XRP’s high correlation with Bitcoin remains a major constraint. When Bitcoin weakens, altcoins with strong individual narratives often struggle to sustain rallies. That helps explain why XRP has been able to attract relative interest while still failing to clear resistance. Put simply, fund inflows can improve the floor, but they do not automatically create escape velocity when the entire asset class is under pressure.
Regulation, Utility, and the RLUSD Question
XRP’s investment case changed materially after the long-running U.S. regulatory dispute ended in August 2025, including a $125 million penalty and the dismissal of appeals. That outcome removed a major overhang and helped pave the way for ETF launches. It also improved the token’s standing with exchanges, institutions, and wealth platforms that had previously stayed on the sidelines.
Still, investors are increasingly focused on a more nuanced question: whether Ripple’s expanding payments ecosystem will translate into direct demand for XRP or increasingly flow through RLUSD, the firm’s dollar-backed stablecoin. If institutional partners favor stablecoin settlement over XRP-based bridge transactions, the token’s long-term utility case may weaken even if Ripple’s enterprise footprint grows.
Implications for Investors
For portfolio managers and active traders, XRP presents a mixed risk-reward profile. The bullish case rests on three pillars: continued ETF inflows, a friendlier regulatory framework after the 2025 legal resolution, and signs of accumulation by large holders. If Bitcoin stabilizes and XRP reclaims the $1.45 to $1.50 area, momentum buyers may begin targeting $1.70 as the next technical objective, with higher 2026 forecasts clustering around $2.80 in moderate upside scenarios.
The bearish case is also clear. XRP remains in a downtrend from its 2025 peak, it is still below key moving averages, and monthly escrow releases continue to create a supply overhang.

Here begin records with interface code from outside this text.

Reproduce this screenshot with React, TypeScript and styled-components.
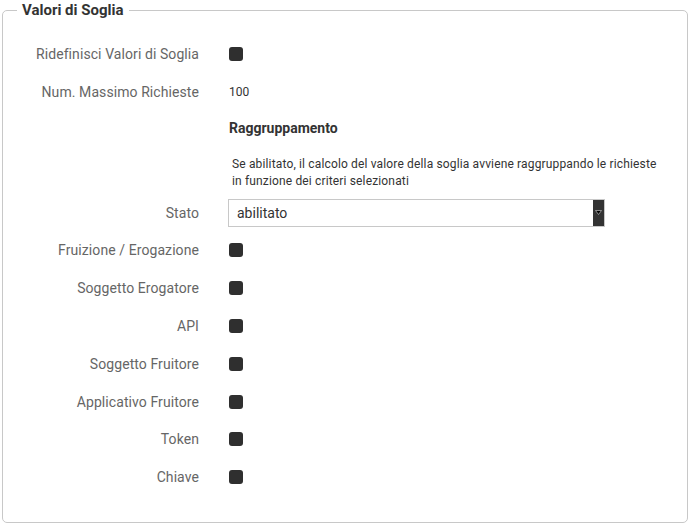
import React from "react";
import styled, { createGlobalStyle } from "styled-components";

const Global = createGlobalStyle`
  html, body { margin: 0; padding: 0; background: #fff; }
  body { font-family: Roboto, "Liberation Sans", Arial, sans-serif; }
`;

const Page = styled.div`
  width: 690px;
  height: 523px;
  padding: 0 2px;
  box-sizing: border-box;
`;

const Fieldset = styled.fieldset`
  margin: 0;
  padding: 15px 0 26px 0;
  border: 1px solid #c8c8c8;
  border-radius: 5px;
  min-width: 0;
`;

const Legend = styled.legend`
  margin-left: 14px;
  padding: 0 5px;
  font-size: 15px;
  line-height: 20px;
  font-weight: 700;
  color: #333;
`;

const Row = styled.div<{ $h?: number }>`
  display: grid;
  grid-template-columns: 196px 1fr;
  column-gap: 30px;
  align-items: center;
  height: ${(p) => p.$h ?? 38}px;
`;

const Label = styled.div`
  text-align: right;
  font-size: 14px;
  letter-spacing: 0.08px;
  color: #666;
  white-space: nowrap;
`;

const Value = styled.div<{ $bold?: boolean; $size?: number }>`
  font-size: ${(p) => p.$size ?? 12}px;
  font-weight: ${(p) => (p.$bold ? 700 : 400)};
  color: #333;
`;

const Desc = styled.div`
  padding: 11px 0 4px 229px;
  font-size: 12px;
  letter-spacing: 0.15px;
  line-height: 17px;
  color: #333;
`;

const Check = styled.span`
  display: block;
  width: 14px;
  height: 14px;
  border-radius: 3px;
  background: #2f2f2f;
`;

const Select = styled.div`
  display: flex;
  align-items: stretch;
  width: 377px;
  height: 28px;
  box-sizing: border-box;
  border: 1px solid #c8c8c8;
  margin-left: -1px;
`;

const SelectText = styled.div`
  flex: 1;
  padding-left: 8px;
  font-size: 14px;
  line-height: 27px;
  color: #333;
`;

const SelectBtn = styled.div`
  width: 11px;
  background: #333;
  display: flex;
  align-items: center;
  justify-content: center;
`;

const checks = [
  "Fruizione / Erogazione",
  "Soggetto Erogatore",
  "API",
  "Soggetto Fruitore",
  "Applicativo Fruitore",
  "Token",
  "Chiave",
];

export default function App() {
  return (
    <>
      <Global />
      <Page>
        <Fieldset>
          <Legend>Valori di Soglia</Legend>
          <Row>
            <Label>Ridefinisci Valori di Soglia</Label>
            <Check />
          </Row>
          <Row>
            <Label>Num. Massimo Richieste</Label>
            <Value>100</Value>
          </Row>
          <Row $h={34}>
            <div />
            <Value $bold $size={14}>Raggruppamento</Value>
          </Row>
          <Desc>
            Se abilitato, il calcolo del valore della soglia avviene raggruppando le richieste
            <br />
            in funzione dei criteri selezionati
          </Desc>
          <Row $h={37}>
            <Label>Stato</Label>
            <Select>
              <SelectText>abilitato</SelectText>
              <SelectBtn>
                <svg width="7" height="5" viewBox="0 0 7 5">
                  <path d="M0.5 0.5 H6.5 L3.5 4.5 Z" fill="#000" stroke="#bbb" strokeWidth="0.7" />
                </svg>
              </SelectBtn>
            </Select>
          </Row>
          {checks.map((c) => (
            <Row key={c} $h={37.9}>
              <Label>{c}</Label>
              <Check />
            </Row>
          ))}
        </Fieldset>
      </Page>
    </>
  );
}
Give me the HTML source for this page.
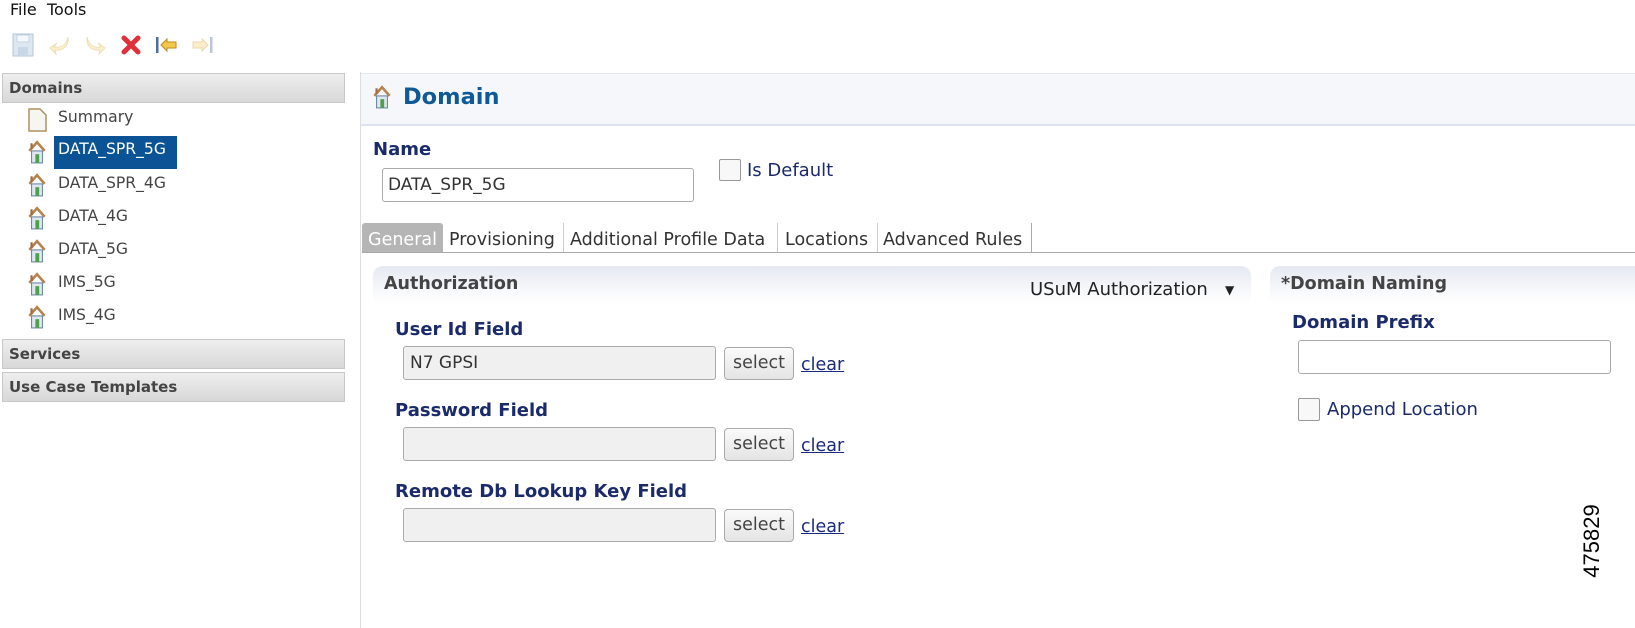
<!DOCTYPE html>
<html><head><meta charset="utf-8"><style>
*{margin:0;padding:0;box-sizing:border-box}
body{width:1635px;height:628px;background:#fff;font-family:"DejaVu Sans","Liberation Sans",sans-serif;position:relative;overflow:hidden;color:#333}
.a{position:absolute;white-space:nowrap}
.bar{position:absolute;left:2px;width:343px;height:30px;background:linear-gradient(#eeeeee,#d8d8d8);border:1px solid #c8c8c8;font-weight:bold;font-size:15px;color:#444;padding:5px 0 0 6px}
.item{position:absolute;left:58px;font-size:15.6px;color:#444}
.hi{position:absolute;width:20px;height:24px}
.lbl{position:absolute;font-weight:bold;font-size:18px;color:#1b2a6b}
.inp{position:absolute;background:#f0f0f0;border:1px solid #aaa;border-radius:3px;height:34px;width:313px;left:403px;font-size:17px;padding:6px 6px;color:#333}
.btn{position:absolute;left:724px;width:70px;height:33px;border:1px solid #aaa;border-radius:4px;background:linear-gradient(#fafafa,#e4e4e4);font-size:17.5px;color:#444;text-align:center;line-height:31px}
.clr{position:absolute;left:801px;font-size:17.5px;color:#1a2a80;text-decoration:underline}
.tab{position:absolute;top:223px;height:29px;font-size:17.5px;color:#333;line-height:34px}
.sep{position:absolute;top:223px;width:1px;height:29px;background:#ccc}
</style></head><body>
<svg width="0" height="0" style="position:absolute"><defs>
<symbol id="h" viewBox="0 0 18 22"><path d="M2 10 L9 2 L16 10" fill="none" stroke="#b58350" stroke-width="2.4"/><rect x="3" y="3" width="2" height="5" fill="#a06a40"/><rect x="4" y="10" width="10" height="11" fill="#dfe6ee" stroke="#6d8aa8" stroke-width="1"/><rect x="7.5" y="13" width="3.5" height="8" fill="#4fa04a"/></symbol>
</defs></svg>

<div class="a" style="left:10px;top:0;font-size:16px;color:#111">File&nbsp;&nbsp;Tools</div>
<!-- toolbar -->
<svg class="a" style="left:12px;top:33px" width="22" height="24"><rect x="1" y="1" width="20" height="22" fill="#dde7f2" stroke="#b5c6d8"/><rect x="5" y="2" width="12" height="7" fill="#f4f8fc" stroke="#c5d3e2"/><rect x="6" y="14" width="10" height="8" fill="#c9d7e6"/></svg>
<svg class="a" style="left:48px;top:34px" width="24" height="22"><path d="M20 3 C18 12 12 14 6 13 L9 9 L2 14 L8 20 L7 16 C14 17 21 13 20 3Z" fill="#fbf0d0" stroke="#eedfb2"/></svg>
<svg class="a" style="left:83px;top:34px" width="24" height="22"><path d="M4 3 C6 12 12 14 18 13 L15 9 L22 14 L16 20 L17 16 C10 17 3 13 4 3Z" fill="#fbf0d0" stroke="#eedfb2"/></svg>
<svg class="a" style="left:121px;top:35px" width="20" height="20"><path d="M3 3 L17 17 M17 3 L3 17" stroke="#e0303a" stroke-width="5" stroke-linecap="round"/></svg>
<svg class="a" style="left:155px;top:35px" width="24" height="20"><rect x="1" y="2" width="2.5" height="16" fill="#4a6ea0"/><path d="M6 10 L12 4 L12 7 L21 7 L21 13 L12 13 L12 16Z" fill="#f2c94c" stroke="#c08a20"/></svg>
<svg class="a" style="left:190px;top:35px" width="24" height="20"><rect x="20" y="2" width="2.5" height="16" fill="#b8c6d8"/><path d="M18 10 L12 4 L12 7 L3 7 L3 13 L12 13 L12 16Z" fill="#fbeccc" stroke="#eed9a8"/></svg>

<!-- sidebar -->
<div class="a" style="left:360px;top:72px;width:1px;height:556px;background:#ddd"></div>
<div class="bar" style="top:73px">Domains</div>
<svg class="a" style="left:28px;top:108px" width="19" height="24"><path d="M1 1 H12 L18 7 V23 H1Z" fill="#f6f6f0" stroke="#b09060" stroke-width="1.5"/></svg>
<div class="item" style="top:108px">Summary</div>
<div class="a" style="left:54px;top:136px;width:123px;height:33px;background:#0b5394"></div>
<svg class="hi" style="left:27px;top:140px"><use href="#h"/></svg><div class="item" style="top:140px;color:#fff">DATA_SPR_5G</div>
<svg class="hi" style="left:27px;top:173px"><use href="#h"/></svg><div class="item" style="top:174px">DATA_SPR_4G</div>
<svg class="hi" style="left:27px;top:206px"><use href="#h"/></svg><div class="item" style="top:207px">DATA_4G</div>
<svg class="hi" style="left:27px;top:239px"><use href="#h"/></svg><div class="item" style="top:240px">DATA_5G</div>
<svg class="hi" style="left:27px;top:272px"><use href="#h"/></svg><div class="item" style="top:273px">IMS_5G</div>
<svg class="hi" style="left:27px;top:305px"><use href="#h"/></svg><div class="item" style="top:306px">IMS_4G</div>
<div class="bar" style="top:339px">Services</div>
<div class="bar" style="top:372px">Use Case Templates</div>

<!-- main header -->
<div class="a" style="left:361px;top:73px;width:1274px;height:53px;background:#f5f7fb;border-top:1px solid #e2e6ee;border-bottom:2px solid #dde2ee"></div>
<svg class="hi" style="left:372px;top:85px"><use href="#h"/></svg>
<div class="a" style="left:403px;top:84px;font-size:22.5px;font-weight:bold;color:#0f5a96">Domain</div>

<div class="lbl" style="left:373px;top:139px">Name</div>
<div class="a" style="left:382px;top:168px;width:312px;height:34px;border:1px solid #aaa;border-radius:3px;font-size:17px;padding:6px 5px;color:#333">DATA_SPR_5G</div>
<div class="a" style="left:719px;top:159px;width:22px;height:22px;border:1px solid #999;border-radius:2px;background:#f8f8f8"></div>
<div class="a" style="left:747px;top:160px;font-size:18px;color:#1b2a6b">Is Default</div>

<!-- tabs -->
<div class="a" style="left:362px;top:252px;width:1273px;height:1px;background:#aaa"></div>
<div class="tab" style="left:362px;width:81px;background:#b5b5b5;color:#fff;text-align:center;border-radius:3px 3px 0 0">General</div>
<div class="tab" style="left:449px">Provisioning</div><div class="sep" style="left:563px"></div>
<div class="tab" style="left:570px">Additional Profile Data</div><div class="sep" style="left:777px"></div>
<div class="tab" style="left:785px">Locations</div><div class="sep" style="left:877px"></div>
<div class="tab" style="left:883px">Advanced Rules</div><div class="sep" style="left:1031px;background:#aaa"></div>

<!-- authorization panel -->
<div class="a" style="left:373px;top:266px;width:878px;height:36px;border-radius:10px 10px 0 0;background:linear-gradient(#e6e9f2,#fff)"></div>
<div class="a" style="left:384px;top:274px;font-size:17.5px;font-weight:bold;color:#444">Authorization</div>
<div class="a" style="left:1030px;top:279px;font-size:18px;color:#222">USuM Authorization</div>
<div class="a" style="left:1225px;top:283px;font-size:12px;color:#222">▼</div>

<div class="lbl" style="left:395px;top:319px">User Id Field</div>
<div class="inp" style="top:346px">N7 GPSI</div>
<div class="btn" style="top:347px">select</div><div class="clr" style="top:355px">clear</div>
<div class="lbl" style="left:395px;top:400px">Password Field</div>
<div class="inp" style="top:427px"></div>
<div class="btn" style="top:428px">select</div><div class="clr" style="top:436px">clear</div>
<div class="lbl" style="left:395px;top:481px">Remote Db Lookup Key Field</div>
<div class="inp" style="top:508px"></div>
<div class="btn" style="top:509px">select</div><div class="clr" style="top:517px">clear</div>

<!-- domain naming -->
<div class="a" style="left:1270px;top:266px;width:365px;height:36px;border-radius:10px 0 0 0;background:linear-gradient(#e6e9f2,#fff)"></div>
<div class="a" style="left:1281px;top:274px;font-size:17.5px;font-weight:bold;color:#444">*Domain Naming</div>
<div class="lbl" style="left:1292px;top:312px">Domain Prefix</div>
<div class="a" style="left:1298px;top:340px;width:313px;height:34px;border:1px solid #aaa;border-radius:3px"></div>
<div class="a" style="left:1298px;top:398px;width:22px;height:23px;border:1px solid #999;border-radius:2px;background:#f8f8f8"></div>
<div class="a" style="left:1327px;top:399px;font-size:18px;color:#1b2a6b">Append Location</div>

<div class="a" style="left:1552px;top:528px;font-size:22px;color:#000;transform:rotate(-90deg);transform-origin:center;width:80px;text-align:center;font-family:'Liberation Sans',sans-serif">475829</div>
</body></html>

Ripple typically re-escrows most of the 1 billion XRP released each month, but the scheduled unlocks remain a structural headwind in sideways markets. Investors also need to monitor whether institutional adoption centers on XRP itself or migrates toward RLUSD.
From a portfolio construction standpoint, XRP may appeal more as a tactical satellite position than a core crypto holding until the trend improves. Key watch points include a sustained move above $1.45, the direction of Bitcoin around major macro events, fresh ETF flow data, and evidence that on-demand liquidity activity is translating into real transaction demand. A close below $1.30 would likely shift the near-term balance of risk to the downside.
XRP is entering the next phase of its post-regulatory reset with stronger infrastructure, broader market access, and a clearer institutional narrative. Whether that becomes a durable rally will depend on price confirmation, not just inflow headlines.